After my first injection, I stepped outside as dusk began to fill a vibrant blue sky. There was no remorse or sadness or anger that this injection was now a part of my life. I was simply overwhelmed with gratitude. As I slowly walked toward the bus terminal, I looked up to the heavens and quietly said, “Thank you, Hashem, for allowing me to live in a time when that is all it will take for my vision not to end up like my mother’s vision!”
And that is what I think every single time I receive that blessed injection.
When I first was given the diagnosis, the age-related piece kept playing around in my head, so when I came home that evening, I called both of my brothers, who are nine and 14 years older than I am. I was the kid sister sharing my news, but I also wanted to warn them of the possibility of this shared genetic problem. My oldest brother had not been to an eye doctor in years and was still using reading glasses from Walgreens.
And yes, you guessed it. One brother has dry AMD, while the Walgreen’s brother now receives injections as well.
My doctor’s medication of choice for this condition is Eylea, developed by Regeneron Pharmaceuticals. The schedule proceeded as follows: one shot each month for three months. All went well, so we jumped to one shot every other month for six months. And finally, I moved to one injection every three months. And there is always a check-up of both eyes in the middle of each cycle. One injection four times a year. Definitely worth it.

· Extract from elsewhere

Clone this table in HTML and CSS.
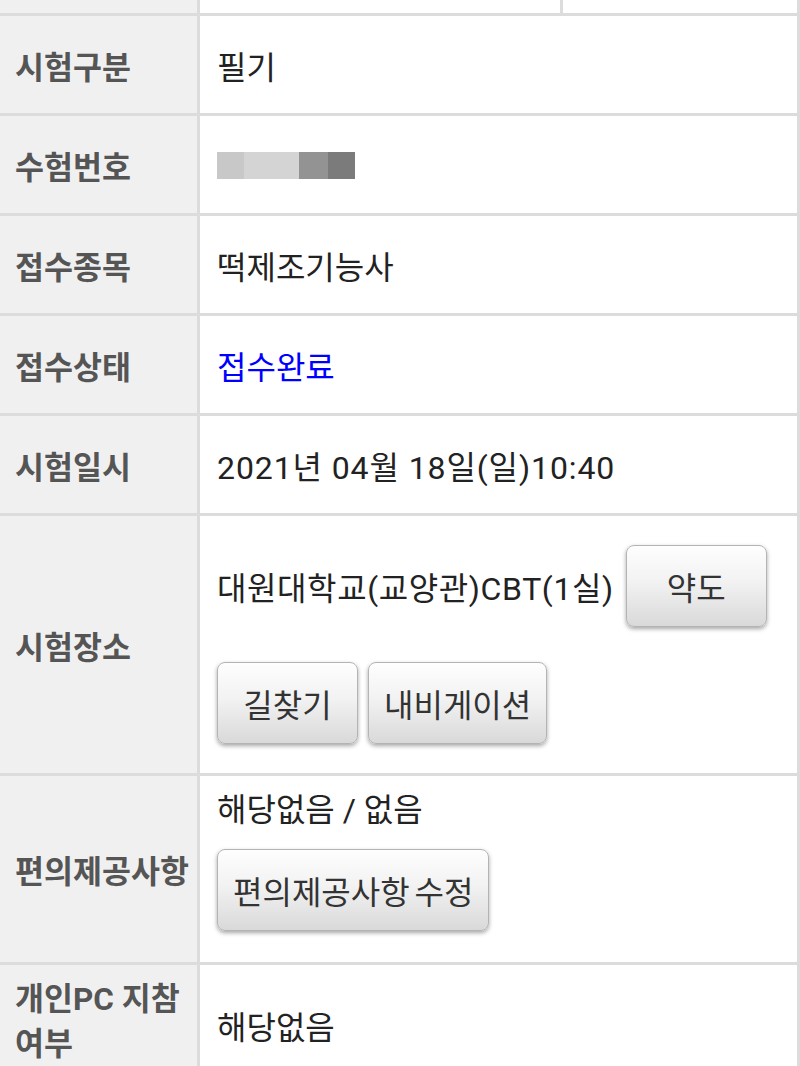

My doctor tells me that some people reach a point when they reject the process and are willing to take their chances that all will remain status quo. “Not me,” I’ve told him often. “I will never take that chance and stop.”
I often think about how much my mother would have jumped at the opportunity — even one that required a shot in the eye – to maintain her ability to read. I think about how diminished her life became once books and magazines and newspapers and prayer books were no longer a part of it. She would never want that for me.
My AMD was genetically passed on to me from my mother, but so was the wisdom to do what needs to be done. Perhaps that is why she was so determined to find the bright light to help her pray. She was praying for my future, a future in which my bright light is always shining quite naturally and clearly everywhere.
Postscript: Sincerest thanks to Dr. Michael Weiss, , my ophthalmologist, who manages the health of my eyes with wisdom and care, and who kindly edited the technical terms in this piece for correctness and clarity.
Tzivia Bieler and her late husband, Bruno, moved to Teaneck in January 1974. She retired as the executive office director of the American Jewish Joint Distribution Committee a few years ago. Retirement brings her pleasure, and more time to spend with children and grandchildren in United States and Israel.